Pengusaha Terancam, Regulasi Harus Ditaati
Di sisi lain, Haji Endang selaku pemilik jembatan dikabarkan belum memberikan pernyataan resmi terkait peringatan tersebut. Namun, berdasarkan catatan lapangan, ia selama ini telah melakukan perawatan rutin dan menjaga keamanan jembatan secara mandiri. Meski begitu, tanpa izin resmi, jembatan tersebut tetap dianggap ilegal menurut regulasi pemerintah.
Pakar tata ruang dan sumber daya air dari Universitas Padjadjaran menilai bahwa kasus ini mencerminkan lemahnya pengawasan sejak awal, namun bukan berarti pelanggaran harus dibiarkan.
“Jika memang jembatan itu telah beroperasi selama 15 tahun tanpa izin, ini menunjukkan ada kelalaian pengawasan, tapi tetap harus dikaji ulang secara hukum dan teknis,” kata Dr. Arif Rahman, dosen teknik sipil Unpad.
Pemerintah Daerah Diminta Turut Mediasi
Sejumlah pihak kini mendesak agar Pemerintah Kabupaten Karawang turun tangan melakukan mediasi antara BBWS Citarum dan Haji Endang.

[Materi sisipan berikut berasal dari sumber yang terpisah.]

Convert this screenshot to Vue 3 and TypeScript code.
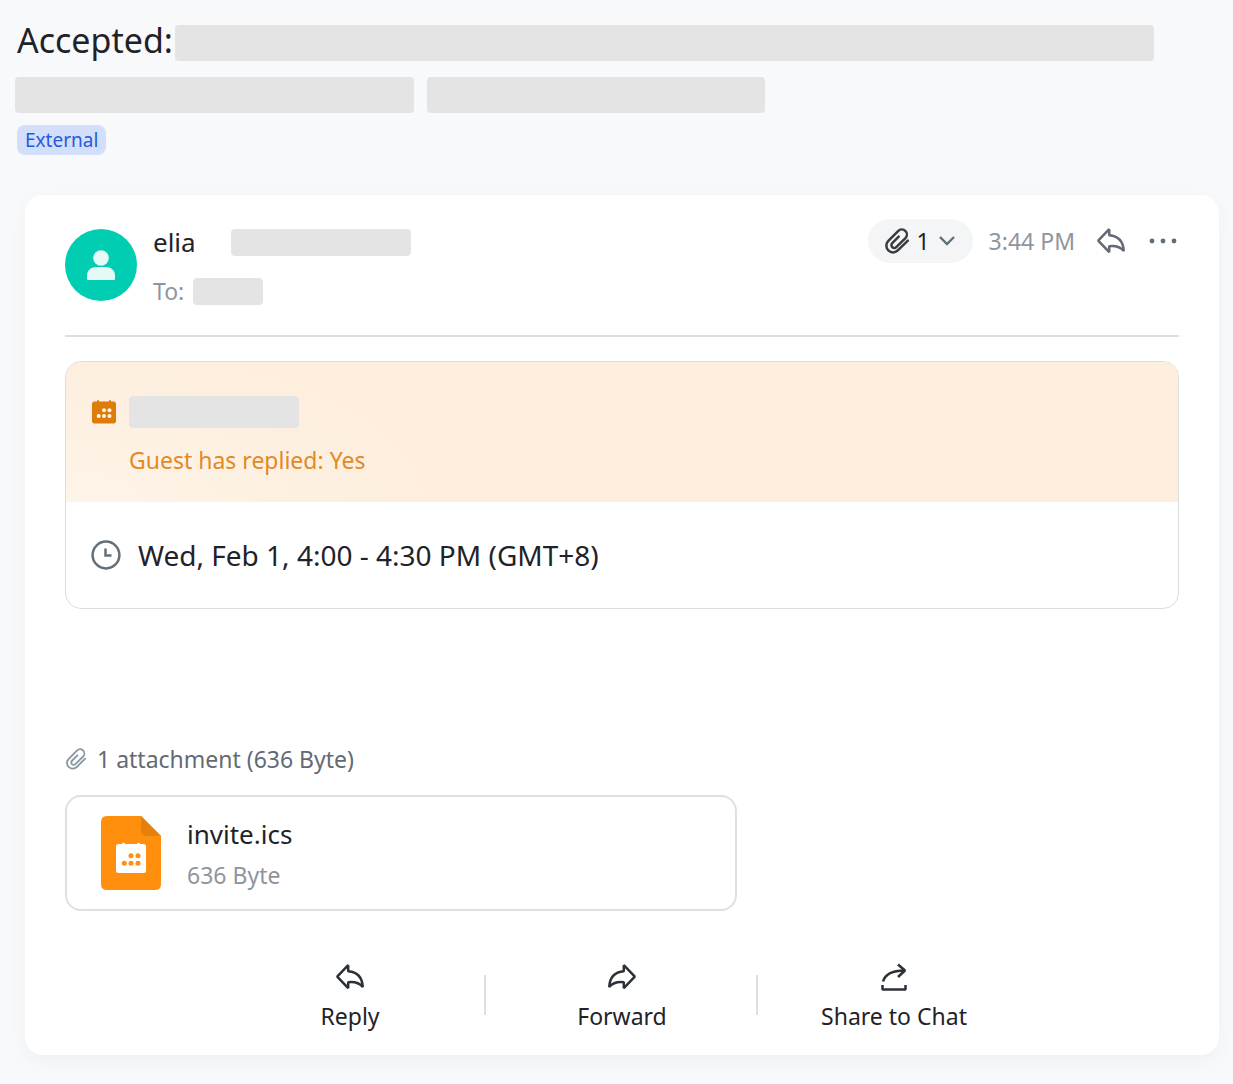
<script setup lang="ts">
import { ref } from 'vue'

interface MailAction {
  id: string
  label: string
}

const actions: MailAction[] = [
  { id: 'reply', label: 'Reply' },
  { id: 'forward', label: 'Forward' },
  { id: 'share', label: 'Share to Chat' },
]

const attachment = { name: 'invite.ics', size: '636 Byte' }
const attachmentsOpen = ref(false)
</script>

<template>
  <main class="page">
    <header class="subject">
      <div class="subject-row first">
        <h1>Accepted:</h1>
        <span class="bar grow"></span>
      </div>
      <div class="subject-row">
        <span class="bar medium"></span>
        <span class="bar short"></span>
      </div>
      <span class="tag">External</span>
    </header>

    <article class="card">
      <header class="mail-head">
        <svg class="avatar" viewBox="0 0 72 72" aria-hidden="true">
          <circle cx="36" cy="36" r="36" fill="#00cdb1" />
          <circle cx="36" cy="29" r="7.8" fill="#e5faf7" />
          <path d="M22 50v-3.500C22 41.500 26 38 31 38h10c5 0 9 3.500 9 8.500V50q0 1-1 1H23q-1 0-1-1z" fill="#e5faf7" />
        </svg>
        <div class="people">
          <div class="person">
            <span class="name">elia</span>
            <span class="bar sender"></span>
          </div>
          <div class="person">
            <span class="to">To:</span>
            <span class="bar recipient"></span>
          </div>
        </div>
        <div class="tools">
          <button class="pill" type="button" aria-label="Attachments" :aria-expanded="attachmentsOpen" @click="attachmentsOpen = !attachmentsOpen">
            <svg class="clip" viewBox="0 0 24 24" aria-hidden="true">
              <path d="M22 11.600l-9 8.900a6.200 6.200 0 0 1-9.200-8.400l9.200-9.300a4.700 4.700 0 0 1 6.800 6.500l-8.500 8.300a2.600 2.600 0 0 1-3.700-3.700l6-5.900" />
            </svg>
            <span>1</span>
            <svg class="chevron" viewBox="0 0 18 12" aria-hidden="true"><path d="M2 2l7 7 7-7" /></svg>
          </button>
          <time class="time">3:44 PM</time>
          <button class="icon-button" type="button" aria-label="Reply">
            <svg class="arrow" viewBox="0 0 30 28" aria-hidden="true">
              <path d="M13.200 2.200L2.200 13.700 13.200 25.200V19.200C19.500 18.400 24 19.600 27.800 24 27.200 13.500 21 8.800 13.200 8.200z" />
            </svg>
          </button>
          <button class="icon-button more" type="button" aria-label="More">
            <svg class="dots" viewBox="0 0 28 6" aria-hidden="true">
              <circle cx="3" cy="3" r="2.400" /><circle cx="14" cy="3" r="2.400" /><circle cx="25" cy="3" r="2.400" />
            </svg>
          </button>
        </div>
      </header>

      <section class="event">
        <div class="event-banner">
          <svg class="calendar" viewBox="0 0 24 24" aria-hidden="true">
            <path d="M2.500 1.500H5V1q0-1 1-1t1 1v.5h10V1q0-1 1-1t1 1v.5h2.500Q24 1.500 24 4v17q0 2.500-2.500 2.500h-19Q0 23.500 0 21V4q0-2.500 2.500-2.500z" fill="#dd7c0b" />
            <g fill="#fff4e6">
              <circle cx="12" cy="10.300" r="2" /><circle cx="17.500" cy="10.300" r="2" />
              <circle cx="6.700" cy="16" r="2" /><circle cx="12" cy="16" r="2" /><circle cx="17.500" cy="16" r="2" />
            </g>
          </svg>
          <div class="event-copy">
            <span class="bar title"></span>
            <p>Guest has replied: Yes</p>
          </div>
        </div>
        <div class="event-time">
          <svg class="clock" viewBox="0 0 30 30" aria-hidden="true">
            <circle cx="15" cy="15" r="13.400" /><path d="M14.500 8.500v7h6" />
          </svg>
          <time>Wed, Feb 1, 4:00 - 4:30 PM (GMT+8)</time>
        </div>
      </section>

      <section class="attachments">
        <h2>
          <svg class="clip small" viewBox="0 0 24 24" aria-hidden="true">
            <path d="M22 11.600l-9 8.900a6.200 6.200 0 0 1-9.200-8.400l9.200-9.300a4.700 4.700 0 0 1 6.800 6.500l-8.500 8.300a2.600 2.600 0 0 1-3.700-3.700l6-5.900" />
          </svg>
          1 attachment ({{ attachment.size }})
        </h2>
        <div class="file">
          <svg class="file-icon" viewBox="0 0 60 74" aria-hidden="true">
            <path d="M6 0h34l20 20v48q0 6-6 6H6q-6 0-6-6V6q0-6 6-6z" fill="#ff8f0c" />
            <path d="M40 0l20 20H46q-6 0-6-6z" fill="#e5800c" />
            <path d="M17.500 28H21q0-1.200 1.500-1.200T24 28h12q0-1.200 1.500-1.200T39 28h3.500q2.500 0 2.500 2.500v24q0 2.500-2.500 2.500h-25Q15 57 15 54.500v-24Q15 28 17.500 28z" fill="#fff" />
            <g fill="#ff8f0c">
              <circle cx="30" cy="39.700" r="2.500" /><circle cx="37" cy="39.700" r="2.500" />
              <circle cx="23.300" cy="47.300" r="2.500" /><circle cx="30" cy="47.300" r="2.500" /><circle cx="37" cy="47.300" r="2.500" />
            </g>
          </svg>
          <div class="file-copy">
            <span class="file-name">{{ attachment.name }}</span>
            <span class="file-size">{{ attachment.size }}</span>
          </div>
        </div>
      </section>

      <footer class="actions">
        <button v-for="action in actions" :key="action.id" type="button" class="action">
          <svg v-if="action.id === 'share'" class="arrow" viewBox="0 0 30 28" aria-hidden="true">
            <path d="M4 18.500C6 11.500 12 7.500 25.500 7.500M19 1.500L26 7.500l-7 6.500M3.500 22V26.500h23V22" />
          </svg>
          <svg v-else class="arrow" :class="{ flipped: action.id === 'forward' }" viewBox="0 0 30 28" aria-hidden="true">
            <path d="M13.200 2.200L2.200 13.700 13.200 25.200V19.200C19.500 18.400 24 19.600 27.800 24 27.200 13.500 21 8.800 13.200 8.200z" />
          </svg>
          <span>{{ action.label }}</span>
        </button>
      </footer>
    </article>
  </main>
</template>

<style>
body {
  background: #f8f9fb;
}
</style>

<style scoped>
.page {
  box-sizing: border-box;
  padding: 17px 14px 29px 15px;
  font-family: "Noto Sans", "Open Sans", sans-serif;
  color: #1f2329;
}
h1, h2, p {
  margin: 0;
  font-weight: 400;
}
button {
  border: 0;
  padding: 0;
  background: none;
  font: inherit;
  color: inherit;
  cursor: pointer;
}
svg {
  display: block;
  flex: none;
}
.bar {
  display: block;
  height: 27px;
  border-radius: 4px;
  background: #e4e4e4;
}
.subject-row {
  display: flex;
  align-items: center;
  gap: 13px;
  height: 52px;
}
.subject-row .bar {
  height: 36px;
}
.subject-row.first {
  gap: 2px;
  padding: 0 65px 0 2px;
}
h1 {
  font-size: 34px;
  line-height: 46px;
  padding-bottom: 6px;
}
.grow { flex: 1; }
.medium { width: 399px; }
.short { width: 338px; }
.tag {
  display: block;
  width: fit-content;
  margin: 4px 2px 0;
  padding: 1px 8px 0;
  border-radius: 8px;
  background: #d3defb;
  color: #245bdb;
  font-size: 19px;
  line-height: 29px;
}
.card {
  margin: 40px 0 0 10px;
  padding: 24px 40px 22px;
  border-radius: 18px;
  background: #fff;
  box-shadow: 0 6px 20px rgba(31, 35, 41, 0.04);
}
.mail-head {
  display: flex;
  align-items: flex-start;
  gap: 16px;
  padding-bottom: 19px;
  border-bottom: 2px solid #dcdfe1;
}
.avatar {
  width: 72px;
  height: 72px;
  margin-top: 10px;
}
.people {
  flex: 1;
  margin-top: -1px;
}
.person {
  display: flex;
  align-items: center;
  height: 49px;
}
.name,
.to {
  padding-bottom: 2px;
}
.name {
  width: 78px;
  font-size: 26px;
}
.sender { width: 180px; }
.to {
  width: 40px;
  font-size: 23px;
  color: #8f959e;
}
.recipient { width: 70px; }
.tools {
  display: flex;
  align-items: center;
  gap: 16px;
  height: 44px;
  padding-right: 2px;
}
.pill {
  display: flex;
  align-items: center;
  gap: 6px;
  height: 44px;
  padding: 0 17px 0 16px;
  border-radius: 22px;
  background: #f4f5f7;
  font-size: 23px;
}
.clip {
  width: 26px;
  height: 28px;
  fill: none;
  stroke: #373c43;
  stroke-width: 2.3;
  stroke-linecap: round;
}
.clip.small {
  width: 22px;
  height: 24px;
  stroke: #8898a3;
  stroke-width: 2;
}
.chevron {
  width: 18px;
  height: 12px;
  margin-left: 2px;
  fill: none;
  stroke: #5f6f78;
  stroke-width: 2.4;
}
.time {
  font-size: 23px;
  color: #8f959e;
}
.icon-button {
  color: #646a73;
  margin-left: 5px;
}
.icon-button.more {
  margin-left: 7px;
}
.arrow {
  width: 30px;
  height: 28px;
  fill: none;
  stroke: currentColor;
  stroke-width: 2.5;
  stroke-linejoin: bevel;
}
.flipped {
  transform: scaleX(-1);
}
.dots {
  width: 28px;
  height: 6px;
  fill: #5f6f78;
}
.event {
  margin-top: 24px;
  border: 1px solid #d8dfe2;
  border-radius: 16px;
  overflow: hidden;
}
.event-banner {
  display: flex;
  gap: 13px;
  padding: 34px 26px 25px;
  background: radial-gradient(ellipse 360px 150px at 0 100%, #fef4e8, #fdeedd);
}
.calendar {
  width: 24px;
  height: 24px;
  margin-top: 4px;
}
.title {
  width: 170px;
  height: 32px;
}
.event-copy p {
  margin-top: 15px;
  font-size: 23px;
  line-height: 34px;
  color: #e28a26;
}
.event-time {
  display: flex;
  align-items: center;
  gap: 17px;
  padding: 0 25px;
  height: 106px;
  font-size: 28px;
}
.clock {
  width: 30px;
  height: 30px;
  fill: none;
  stroke: #646f78;
  stroke-width: 2.5;
}
.attachments {
  margin-top: 132px;
}
h2 {
  display: flex;
  align-items: center;
  gap: 10px;
  font-size: 23px;
  line-height: 36px;
  color: #646a73;
}
.file {
  box-sizing: border-box;
  display: flex;
  align-items: center;
  gap: 26px;
  max-width: 672px;
  height: 116px;
  margin-top: 18px;
  padding: 0 34px;
  border: 2px solid #dee0e3;
  border-radius: 16px;
}
.file-icon {
  width: 60px;
  height: 74px;
}
.file-copy {
  display: flex;
  flex-direction: column;
  gap: 5px;
}
.file-name {
  font-size: 26px;
  line-height: 38px;
}
.file-size {
  font-size: 23px;
  line-height: 34px;
  color: #8f959e;
}
.actions {
  display: flex;
  justify-content: center;
  margin-top: 52px;
}
.action {
  display: flex;
  flex-direction: column;
  align-items: center;
  gap: 8px;
  flex: 0 1 272px;
  font-size: 23px;
  line-height: 34px;
  background: linear-gradient(#dee0e3, #dee0e3) right 12px / 2px 40px no-repeat;
}
.action:last-child {
  background: none;
}
.action .arrow {
  stroke: #2b3138;
}
</style>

Solusi legalisasi melalui perizinan khusus atau penyediaan alternatif infrastruktur menjadi usulan yang mulai mengemuka, guna mencegah dampak sosial yang lebih besar.
Penutupan jembatan ini tak hanya mengancam pemasukan pribadi Haji Endang, tetapi juga potensi kemacetan dan terganggunya mobilitas antar desa dan kecamatan. Dalam jangka panjang, pemerintah juga perlu merumuskan kebijakan pembangunan infrastruktur rakyat berbasis partisipasi dan kepastian hukum.